Search the data below for the word "this" and copy each line that holds it.
**** Record extracts ****
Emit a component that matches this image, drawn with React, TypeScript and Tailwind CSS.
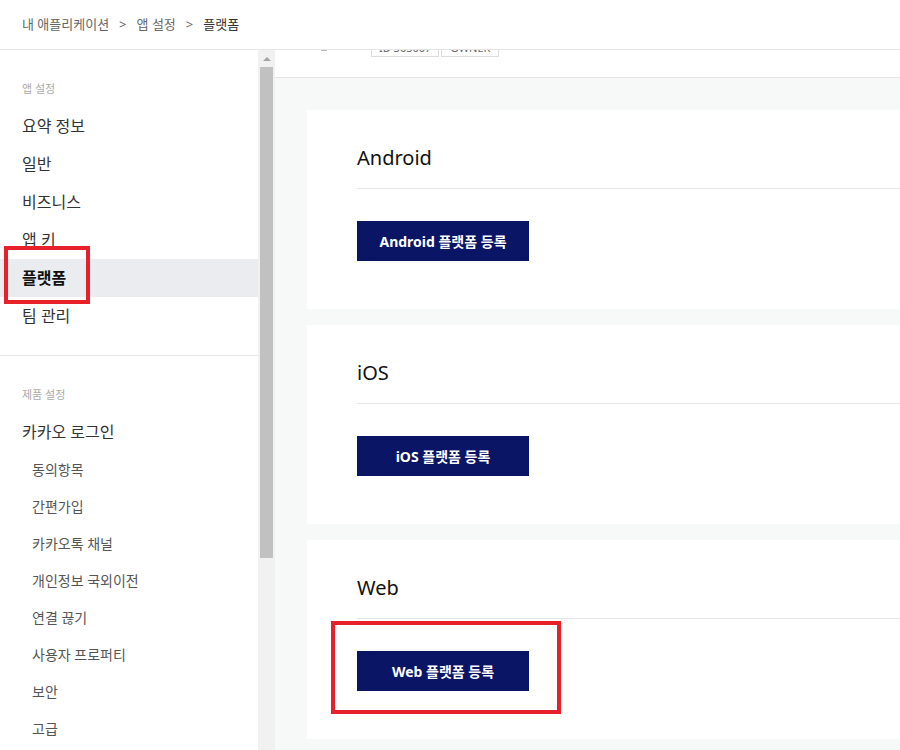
import React from "react";

const font = { fontFamily: '"Noto Sans", "Noto Sans CJK KR", sans-serif' };

function NavItem({ label, active }: { label: string; active?: boolean }) {
  return (
    <div
      className={`h-[38px] flex items-center px-[22px] text-[16px] ${
        active ? "bg-[#ebecf0] text-[#111] font-semibold" : "text-[#333]"
      }`}
    >
      {label}
    </div>
  );
}

function SubItem({ label }: { label: string }) {
  return (
    <div className="h-[37px] flex items-center pl-[32px] text-[14px] text-[#555]">
      {label}
    </div>
  );
}

function PlatformCard({ title, button }: { title: string; button: string }) {
  return (
    <div className="bg-white w-[760px] h-[199px] pt-[33px] pl-[50px] shrink-0">
      <div className="h-[30px] flex items-center text-[20px] text-[#111] leading-none">
        {title}
      </div>
      <div className="mt-[15px] h-px bg-[#e5e5e5]" />
      <div className="mt-[32px] w-[172px] h-[40px] bg-[#0a1566] text-white text-[14px] font-bold flex items-center justify-center">
        {button}
      </div>
    </div>
  );
}

export default function App() {
  return (
    <div className="relative w-[900px] h-[750px] overflow-hidden bg-white" style={font}>
      {/* header */}
      <div className="h-[50px] border-b border-[#e5e5e5] flex items-center px-[22px] text-[13px] text-[#666]">
        <span>내 애플리케이션</span>
        <span className="mx-[10px]">&gt;</span>
        <span>앱 설정</span>
        <span className="mx-[10px]">&gt;</span>
        <span className="text-[#333]">플랫폼</span>
      </div>

      <div className="flex h-[700px]">
        {/* sidebar */}
        <div className="w-[258px] shrink-0 bg-white pt-[31px]">
          <div className="h-[16px] flex items-center px-[22px] text-[11px] text-[#aaa]">앱 설정</div>
          <div className="mt-[10px]">
            <NavItem label="요약 정보" />
            <NavItem label="일반" />
            <NavItem label="비즈니스" />
            <NavItem label="앱 키" />
            <NavItem label="플랫폼" active />
            <NavItem label="팀 관리" />
          </div>
          <div className="mt-[20px] h-px bg-[#e5e5e5]" />
          <div className="mt-[31px] h-[16px] flex items-center px-[22px] text-[11px] text-[#aaa]">제품 설정</div>
          <div className="mt-[10px]">
            <NavItem label="카카오 로그인" />
            <SubItem label="동의항목" />
            <SubItem label="간편가입" />
            <SubItem label="카카오톡 채널" />
            <SubItem label="개인정보 국외이전" />
            <SubItem label="연결 끊기" />
            <SubItem label="사용자 프로퍼티" />
            <SubItem label="보안" />
            <SubItem label="고급" />
          </div>
        </div>

        {/* scrollbar */}
        <div className="w-[17px] shrink-0 bg-[#f1f1f1] flex flex-col items-center">
          <div className="h-[17px] flex items-center justify-center">
            <div className="w-0 h-0 border-l-[4px] border-r-[4px] border-b-[4px] border-l-transparent border-r-transparent border-b-[#a3a3a3]" />
          </div>
          <div className="w-[13px] h-[491px] bg-[#c1c1c1]" />
        </div>

        {/* main */}
        <div className="flex-1 bg-[#f7f8f8] overflow-hidden">
          <div className="h-[28px] bg-white border-b border-[#e5e5e5] overflow-hidden relative">
            <div className="absolute left-[46px] top-0 w-[6px] h-px bg-[#bbb]" />
            <div className="flex gap-[2px] pl-[96px] mt-[-13px]">
              <div className="h-[20px] px-[7px] pb-[1px] border border-[#ddd] text-[11px] leading-[14px] text-[#666] flex items-end">ID 303007</div>
              <div className="h-[20px] px-[8px] pb-[1px] border border-[#ddd] text-[11px] leading-[14px] text-[#666] flex items-end">OWNER</div>
            </div>
          </div>
          <div className="pt-[32px] pl-[32px] flex flex-col gap-[16px]">
            <PlatformCard title="Android" button="Android 플랫폼 등록" />
            <PlatformCard title="iOS" button="iOS 플랫폼 등록" />
            <PlatformCard title="Web" button="Web 플랫폼 등록" />
          </div>
        </div>
      </div>

      {/* annotation overlays */}
      <div className="absolute left-[4px] top-[246px] w-[86px] h-[58px] border-[4px] border-[#e8202a]" />
      <div className="absolute left-[331px] top-[621px] w-[230px] h-[93px] border-[4px] border-[#e8202a]" />
    </div>
  );
}
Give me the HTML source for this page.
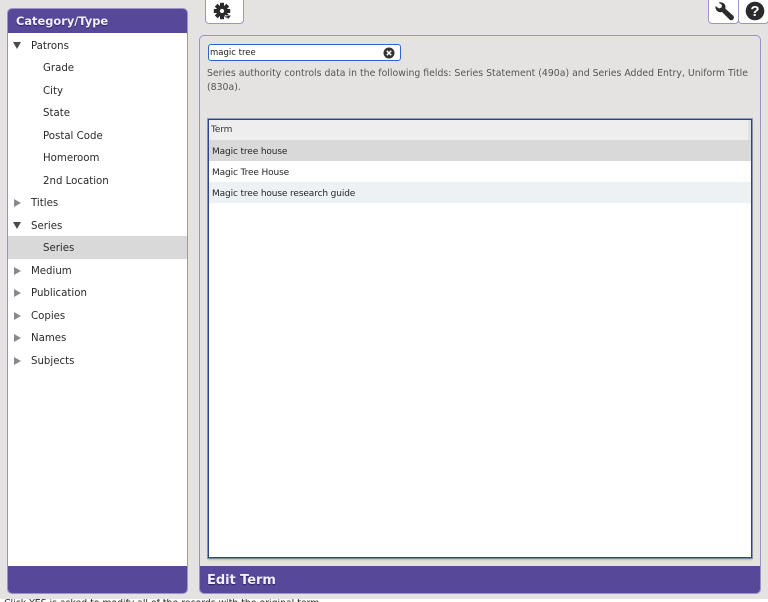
<!DOCTYPE html>
<html>
<head>
<meta charset="utf-8">
<style>
html,body{margin:0;padding:0}
body{width:768px;height:602px;overflow:hidden;position:relative;background:#e4e3e1;font-family:"DejaVu Sans","Liberation Sans",sans-serif;color:#333}
.a{position:absolute;box-sizing:border-box}
.t{position:absolute;white-space:nowrap;font-size:10.2px;line-height:14px;color:#2a2a2a}
.r{font-size:9px;letter-spacing:-.13px;color:#262626}
.tri{position:absolute;width:0;height:0}
.down{border-left:4px solid transparent;border-right:4px solid transparent;border-top:7px solid #4a4a4a;left:13px}
.right{border-top:4px solid transparent;border-bottom:4px solid transparent;border-left:7px solid #8a8a8a;left:14px}
.btn{background:#fff;border:1px solid #9d92c8;border-top:none;border-radius:0 0 4px 4px}
</style>
</head>
<body>
<!-- left panel -->
<div class="a" style="left:7px;top:8px;width:181px;height:586px;background:#fff;border:1px solid #9d92c8;border-radius:5px;overflow:hidden">
  <div class="a" style="left:0;top:0;width:179px;height:24px;background:#584899"></div>
  <div class="a" style="left:0;top:557px;width:179px;height:27px;background:#584899"></div>
  <div class="a" style="left:0;top:227px;width:179px;height:23px;background:#d9d9d9"></div>
</div>
<div class="t" style="left:16px;top:13px;font-size:11.4px;font-weight:bold;color:#f2f0f8;line-height:16px;text-shadow:0 1px 1px #2c2060">Category/Type</div>

<div class="tri down" style="top:42px"></div><div class="t" style="left:31px;top:40px">Patrons</div>
<div class="t" style="left:43px;top:62px">Grade</div>
<div class="t" style="left:43px;top:85px">City</div>
<div class="t" style="left:43px;top:107px">State</div>
<div class="t" style="left:43px;top:130px">Postal Code</div>
<div class="t" style="left:43px;top:152px">Homeroom</div>
<div class="t" style="left:43px;top:175px">2nd Location</div>
<div class="tri right" style="top:199px"></div><div class="t" style="left:31px;top:197px">Titles</div>
<div class="tri down" style="top:222px"></div><div class="t" style="left:31px;top:220px">Series</div>
<div class="t" style="left:43px;top:242px">Series</div>
<div class="tri right" style="top:267px"></div><div class="t" style="left:31px;top:265px">Medium</div>
<div class="tri right" style="top:289px"></div><div class="t" style="left:31px;top:287px">Publication</div>
<div class="tri right" style="top:312px"></div><div class="t" style="left:31px;top:310px">Copies</div>
<div class="tri right" style="top:334px"></div><div class="t" style="left:31px;top:332px">Names</div>
<div class="tri right" style="top:357px"></div><div class="t" style="left:31px;top:355px">Subjects</div>

<!-- top buttons -->
<div class="a btn" style="left:205px;top:0;width:39px;height:24px">
  <svg width="37" height="23" style="position:absolute;left:0;top:0" viewBox="0 0 37 23">
    <g fill="#2b2b2b" transform="translate(16,11)">
      <circle r="5.6"/>
      <g><rect x="-2" y="-8.2" width="4" height="4"/><rect x="-2" y="4.2" width="4" height="4"/><rect x="-8.2" y="-2" width="4" height="4"/><rect x="4.2" y="-2" width="4" height="4"/></g>
      <g transform="rotate(45)"><rect x="-2" y="-8.2" width="4" height="4"/><rect x="-2" y="4.2" width="4" height="4"/><rect x="-8.2" y="-2" width="4" height="4"/><rect x="4.2" y="-2" width="4" height="4"/></g>
      <circle r="2.1" fill="#fff"/>
    </g>
    <path d="M19.500 15.500h5.500l-2.750 3.500z" fill="#333" stroke="#fff" stroke-width="1" paint-order="stroke"/>
  </svg>
</div>
<div class="a btn" style="left:708px;top:0;width:31px;height:24px">
  <svg width="29" height="23" style="position:absolute;left:0;top:0" viewBox="0 0 29 23">
    <path d="M6.500 6 10 8.500 12.500 7.500 13 5 9.500 2.500C13 1.500 16.500 3.500 16.500 7L16.200 8.500 24 15.500C25.500 17 25 18.500 24 19.500 23 20.500 21.500 20.500 20.500 19.500L13 12C9.500 13 6 10.500 6.500 6Z" fill="#2b2b2b"/>
  </svg>
</div>
<div class="a btn" style="left:738px;top:0;width:31px;height:24px">
  <svg width="30" height="23" style="position:absolute;left:0;top:0" viewBox="0 0 30 23">
    <circle cx="16" cy="11" r="9.300" fill="#2b2b2b"/>
    <text x="16" y="16" text-anchor="middle" font-family="Liberation Sans, sans-serif" font-weight="bold" font-size="15" fill="#fff">?</text>
  </svg>
</div>

<!-- right panel -->
<div class="a" style="left:199px;top:35px;width:562px;height:559px;border:1px solid #9d92c8;border-radius:5px;overflow:hidden;background:#e4e3e1">
  <div class="a" style="left:0;top:530px;width:560px;height:27px;background:#584899"></div>
</div>
<div class="t" style="left:207px;top:573px;font-size:13px;font-weight:bold;color:#f2f0f8;line-height:16px;letter-spacing:-.05px;text-shadow:0 1px 1px #2c2060">Edit Term</div>

<!-- search -->
<div class="a" style="left:208px;top:44px;width:193px;height:17px;background:#fff;border:1.5px solid #2f62d4;border-radius:3px"></div>
<div class="t" style="left:210px;top:46.500px;font-size:8.5px;line-height:13px;color:#222">magic tree</div>
<svg class="a" style="left:383px;top:47px" width="12" height="12" viewBox="0 0 12 12">
  <circle cx="6" cy="6" r="5.500" fill="#333"/>
  <path d="M3.800 3.800 8.200 8.200M8.200 3.800 3.800 8.200" stroke="#fff" stroke-width="1.500"/>
</svg>
<div class="t" style="left:207px;top:67px;font-size:9.35px;line-height:14px;color:#555">Series authority controls data in the following fields: Series Statement (490a) and Series Added Entry, Uniform Title<br>(830a).</div>

<!-- table -->
<div class="a" style="left:208px;top:119px;width:544px;height:439px;background:#fff;border:1px solid #2b4585;box-shadow:0 0 0 1px rgba(43,69,133,.45),0 2px 2px rgba(0,0,0,.2)">
  <div class="a" style="left:0;top:0;width:542px;height:20px;background:#eeeeee;border-right:3px solid #e2e2e2"></div>
  <div class="a" style="left:0;top:20px;width:542px;height:21px;background:#d9d9d9"></div>
  <div class="a" style="left:0;top:62px;width:542px;height:21px;background:#edf1f4"></div>
</div>
<div class="t r" style="left:211px;top:122.500px;color:#333">Term</div>
<div class="t r" style="left:212px;top:145px">Magic tree house</div>
<div class="t r" style="left:212px;top:166px">Magic Tree House</div>
<div class="t r" style="left:212px;top:187px">Magic tree house research guide</div>

<!-- clipped text at the very bottom -->
<div class="a" style="left:0;top:599px;width:768px;height:3px;overflow:hidden;background:#fff">
  <div class="t" style="left:4px;top:-1px;font-size:9.3px;line-height:12px;color:#222">Click YES is asked to modify all of the records with the original term.</div>
</div>
</body>
</html>
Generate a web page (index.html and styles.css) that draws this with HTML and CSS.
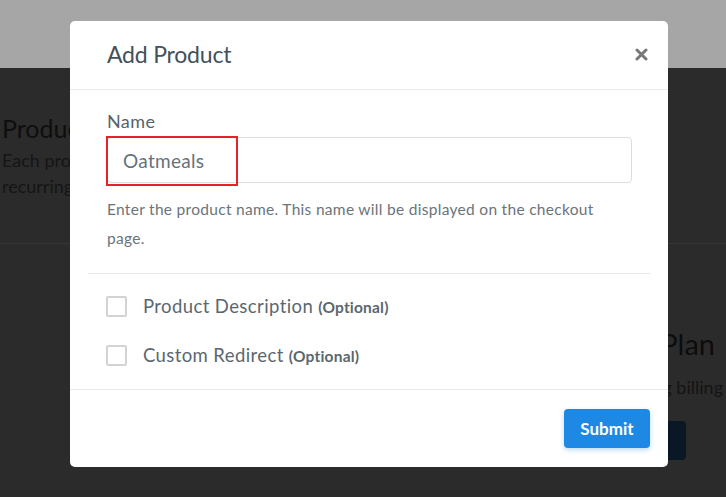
****
[The result]
Emit a component that matches this image, drawn with React, TypeScript and Tailwind CSS.
Give me the HTML source for this page.
Generate a web page (index.html and styles.css) that draws this with HTML and CSS.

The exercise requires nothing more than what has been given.